**SHORT EXERCISE**
Find each line holding "that" and copy it out.

**GIVEN DATA**
____________

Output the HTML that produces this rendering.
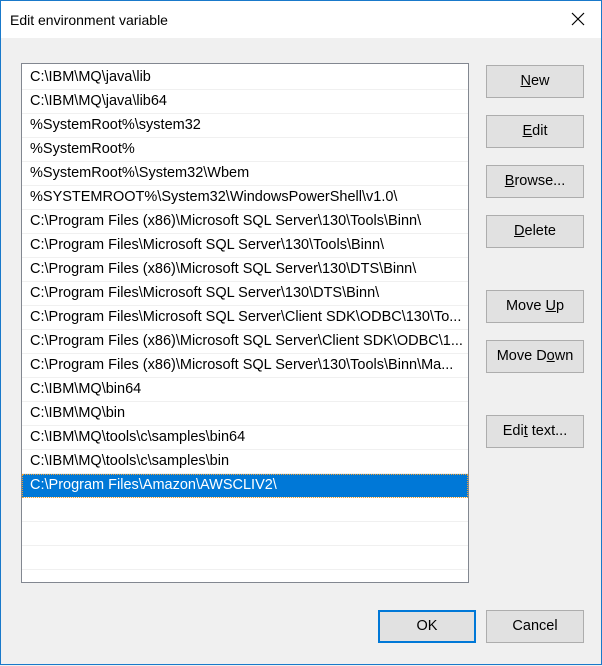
<!DOCTYPE html><html><head><style>
body{margin:0;width:602px;height:666px;overflow:hidden;background:#f0f0f0;font-family:"Liberation Sans",sans-serif;font-size:14.5px;color:#000}
.win{position:absolute;left:0;top:0;width:600px;height:663px;border:1px solid #1979ca;background:#f0f0f0}
.title{position:absolute;left:0;top:0;width:600px;height:37px;background:#fff}
.title span{position:absolute;left:9px;top:11px;font-size:14px}
.x{position:absolute;left:570px;top:11px}
.list{position:absolute;left:20px;top:62px;width:446px;height:518px;border:1px solid #828790;background:#fff;overflow:hidden}
.row{height:23px;border-bottom:1px solid #f0f0f0;padding-left:8px;line-height:23px;white-space:nowrap;overflow:hidden;width:438px}
.sel{background:#0078d7;color:#fff;outline:1px dotted #f0a030;outline-offset:-1px}
.btn{position:absolute;left:485px;width:96px;height:31px;border:1px solid #adadad;background:#e1e1e1;text-align:center;line-height:31px}
.ok{border:2px solid #0078d7;width:94px;height:29px;line-height:29px}
</style></head><body><div class="win">
<div class="title"><span>Edit environment variable</span>
<svg class="x" width="14" height="14"><path d="M1 1L13 13M13 1L1 13" stroke="#000" stroke-width="1.2"/></svg></div>
<div class="list">
<div style="height:2px"></div>
<div class="row">C:\IBM\MQ\java\lib</div>
<div class="row">C:\IBM\MQ\java\lib64</div>
<div class="row">%SystemRoot%\system32</div>
<div class="row">%SystemRoot%</div>
<div class="row">%SystemRoot%\System32\Wbem</div>
<div class="row">%SYSTEMROOT%\System32\WindowsPowerShell\v1.0\</div>
<div class="row">C:\Program Files (x86)\Microsoft SQL Server\130\Tools\Binn\</div>
<div class="row">C:\Program Files\Microsoft SQL Server\130\Tools\Binn\</div>
<div class="row">C:\Program Files (x86)\Microsoft SQL Server\130\DTS\Binn\</div>
<div class="row">C:\Program Files\Microsoft SQL Server\130\DTS\Binn\</div>
<div class="row">C:\Program Files\Microsoft SQL Server\Client SDK\ODBC\130\To...</div>
<div class="row">C:\Program Files (x86)\Microsoft SQL Server\Client SDK\ODBC\1...</div>
<div class="row">C:\Program Files (x86)\Microsoft SQL Server\130\Tools\Binn\Ma...</div>
<div class="row">C:\IBM\MQ\bin64</div>
<div class="row">C:\IBM\MQ\bin</div>
<div class="row">C:\IBM\MQ\tools\c\samples\bin64</div>
<div class="row">C:\IBM\MQ\tools\c\samples\bin</div>
<div class="row sel">C:\Program Files\Amazon\AWSCLIV2\</div>
<div class="row"></div><div class="row"></div><div class="row"></div><div class="row"></div>
</div>
<div class="btn" style="top:64px"><u>N</u>ew</div>
<div class="btn" style="top:114px"><u>E</u>dit</div>
<div class="btn" style="top:164px"><u>B</u>rowse...</div>
<div class="btn" style="top:214px"><u>D</u>elete</div>
<div class="btn" style="top:289px">Move <u>U</u>p</div>
<div class="btn" style="top:339px">Move D<u>o</u>wn</div>
<div class="btn" style="top:414px">Edi<u>t</u> text...</div>
<div class="btn ok" style="left:377px;top:609px">OK</div>
<div class="btn" style="top:609px">Cancel</div>
</div></body></html>
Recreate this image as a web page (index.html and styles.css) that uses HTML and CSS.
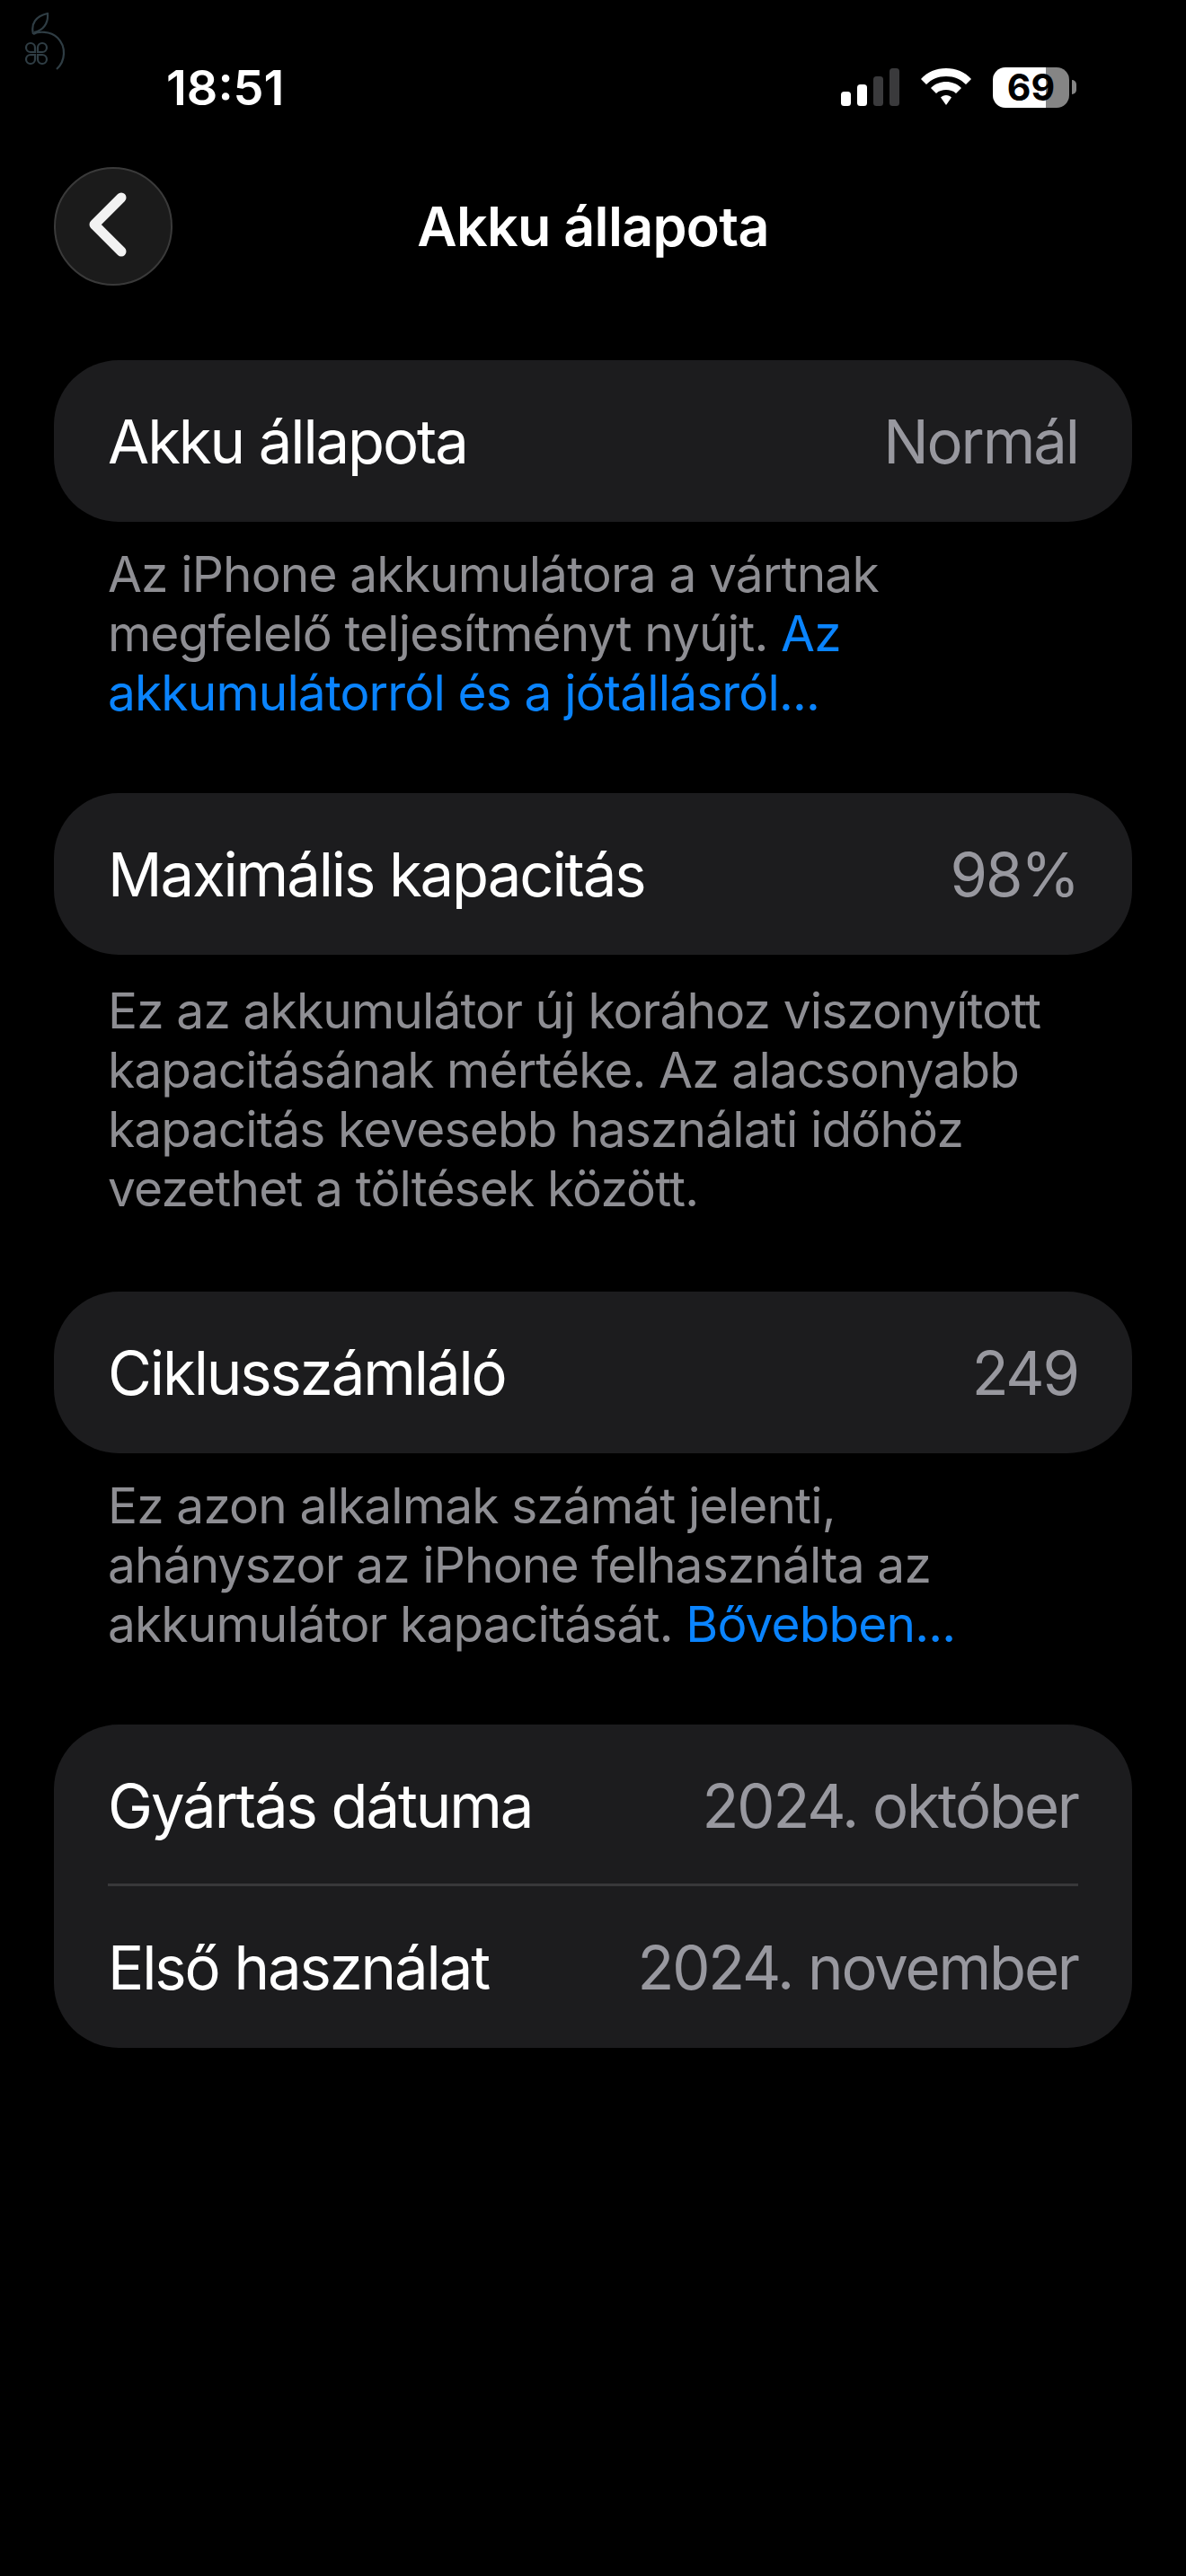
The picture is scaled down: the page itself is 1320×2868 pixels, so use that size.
FILE: index.html
```html
<!DOCTYPE html>
<html lang="hu">
<head>
  <meta charset="UTF-8">
  <meta name="viewport" content="width=device-width, initial-scale=1.0">
  <title>Akku állapota</title>
  <link rel="stylesheet" href="styles.css">
</head>
<body>
  <svg class="watermark" width="48" height="66" viewBox="0 0 48 66" fill="none" stroke="#2f3d44" stroke-width="2.2">
    <path d="M11 24 C8 12 14 4 27 1 C28 12 22 20 12 22"/>
    <path d="M11 24 C16 21 30 20 38 28 C48 38 47 54 37 63"/>
    <path d="M13 44 H8 A5 5 0 1 1 13 39 Z"/>
    <path d="M16 44 V39 A5 5 0 1 1 21 44 Z"/>
    <path d="M13 47 V52 A5 5 0 1 1 8 47 Z"/>
    <path d="M16 47 H21 A5 5 0 1 1 16 52 Z"/>
  </svg>

  <div class="status-bar">
    <span class="time">18:51</span>
    <div class="status-icons">
      <svg width="65" height="42" viewBox="0 0 65 42">
        <rect x="0" y="26" width="11" height="16" rx="3.500" fill="#fff"/>
        <rect x="18" y="18" width="11" height="24" rx="3.500" fill="#fff"/>
        <rect x="36" y="9" width="11" height="33" rx="3.500" fill="#3a3a3c"/>
        <rect x="54" y="0" width="11" height="42" rx="3.500" fill="#3a3a3c"/>
      </svg>
      <svg width="58" height="42" viewBox="0 0 58 42" fill="#fff">
        <path d="M29 0 C40 0 50 4 57 12 L51 18 C45 12 38 9 29 9 C20 9 13 12 7 18 L1 12 C8 4 18 0 29 0 Z"/>
        <path d="M29 15 C35 15 41 17 46 22 L40 28 C37 25 33 24 29 24 C25 24 21 25 18 28 L12 22 C17 17 23 15 29 15 Z"/>
        <path d="M29 30 C31.500 30 33.500 31 35 32.500 L29 41 L23 32.500 C24.500 31 26.500 30 29 30 Z"/>
      </svg>
      <div class="battery">
        <div class="battery-body">
          <span class="battery-level">69</span>
        </div>
        <div class="battery-cap"></div>
      </div>
    </div>
  </div>

  <header class="nav">
    <button class="back" aria-label="Vissza">
      <svg width="44" height="76" viewBox="0 0 44 76" fill="none" stroke="#f2f2f2" stroke-width="11" stroke-linecap="round" stroke-linejoin="round">
        <path d="M36 6 L6 36 L36 66"/>
      </svg>
    </button>
    <h1>Akku állapota</h1>
  </header>

  <main class="content">
    <section class="group">
      <div class="card">
        <div class="row"><span>Akku állapota</span><span class="value">Normál</span></div>
      </div>
      <p class="note">Az iPhone akkumulátora a vártnak megfelelő teljesítményt nyújt. <a href="#">Az akkumulátorról és a jótállásról...</a></p>
    </section>

    <section class="group group-long">
      <div class="card">
        <div class="row"><span>Maximális kapacitás</span><span class="value">98%</span></div>
      </div>
      <p class="note">Ez az akkumulátor új korához viszonyított kapacitásának mértéke. Az alacsonyabb kapacitás kevesebb használati időhöz vezethet a töltések között.</p>
    </section>

    <section class="group">
      <div class="card">
        <div class="row"><span>Ciklusszámláló</span><span class="value">249</span></div>
      </div>
      <p class="note">Ez azon alkalmak számát jelenti, ahányszor az iPhone felhasználta az akkumulátor kapacitását. <a href="#">Bővebben...</a></p>
    </section>

    <section class="group">
      <div class="card">
        <div class="row row-split"><span>Gyártás dátuma</span><span class="value">2024. október</span></div>
        <div class="row"><span>Első használat</span><span class="value">2024. november</span></div>
      </div>
    </section>
  </main>
</body>
</html>
```

FILE: styles.css
```css
body {
  font-family: Inter, "Liberation Sans", sans-serif;
  margin: 0;
  padding: 0;
  background: #000;
  color: #fff;
  height: 2868px;
  overflow: hidden;
  position: relative;
}
.watermark {
  position: absolute;
  left: 26px;
  top: 14px;
}
.status-bar {
  display: flex;
  justify-content: space-between;
  align-items: center;
  height: 62px;
  padding: 66px 122px 0 185px;
}
.time {
  font-size: 54px;
  font-weight: 600;
}
.status-icons {
  display: flex;
  align-items: center;
  gap: 23px;
}
.battery {
  display: flex;
  align-items: center;
  gap: 3px;
}
.battery-body {
  width: 85px;
  height: 45px;
  border-radius: 14px;
  background: linear-gradient(90deg, #fff 69%, #858585 69%);
  display: flex;
  align-items: center;
  justify-content: center;
}
.battery-level {
  color: #000;
  font-size: 41px;
  font-weight: 700;
}
.battery-cap {
  width: 5px;
  height: 16px;
  background: #858585;
  border-radius: 0 5px 5px 0;
}
.nav {
  display: flex;
  align-items: center;
  justify-content: center;
  position: relative;
  height: 132px;
  margin-top: 58px;
}
.nav h1 {
  margin: 0;
  font-size: 61px;
  font-weight: 600;
  letter-spacing: -0.7px;
}
.back {
  position: absolute;
  left: 60px;
  top: 0;
  width: 132px;
  height: 132px;
  border-radius: 50%;
  background: #1b1b1b;
  border: 2px solid #3a3a3a;
  padding: 0 10px 0 0;
  display: flex;
  align-items: center;
  justify-content: center;
}
.content {
  display: flex;
  flex-direction: column;
  margin-top: 83px;
  padding: 0 60px;
}
.group {
  margin-bottom: 79px;
}
.group-long {
  margin-bottom: 82px;
}
.card {
  background: #1c1c1e;
  border-radius: 72px;
  padding: 0 60px;
}
.row {
  display: flex;
  justify-content: space-between;
  align-items: center;
  height: 180px;
  font-size: 67px;
  letter-spacing: -2.1px;
}
.row-split {
  box-shadow: inset 0 -3px 0 #38383a;
}
.value {
  color: #98989f;
}
.note {
  margin: 25px 0 0;
  padding: 0 60px;
  font-size: 55px;
  line-height: 66px;
  letter-spacing: -0.85px;
  color: #8e8e93;
}
.group-long .note {
  margin-top: 29px;
}
.note a {
  color: #0a84ff;
  text-decoration: none;
}
```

____________

**SOLVED EXERCISE**
Output the HTML that produces this rendering.
Recreate this image as a web page (index.html and styles.css) that uses HTML and CSS.
The picture is scaled down: the page itself is 1320×2868 pixels, so use that size.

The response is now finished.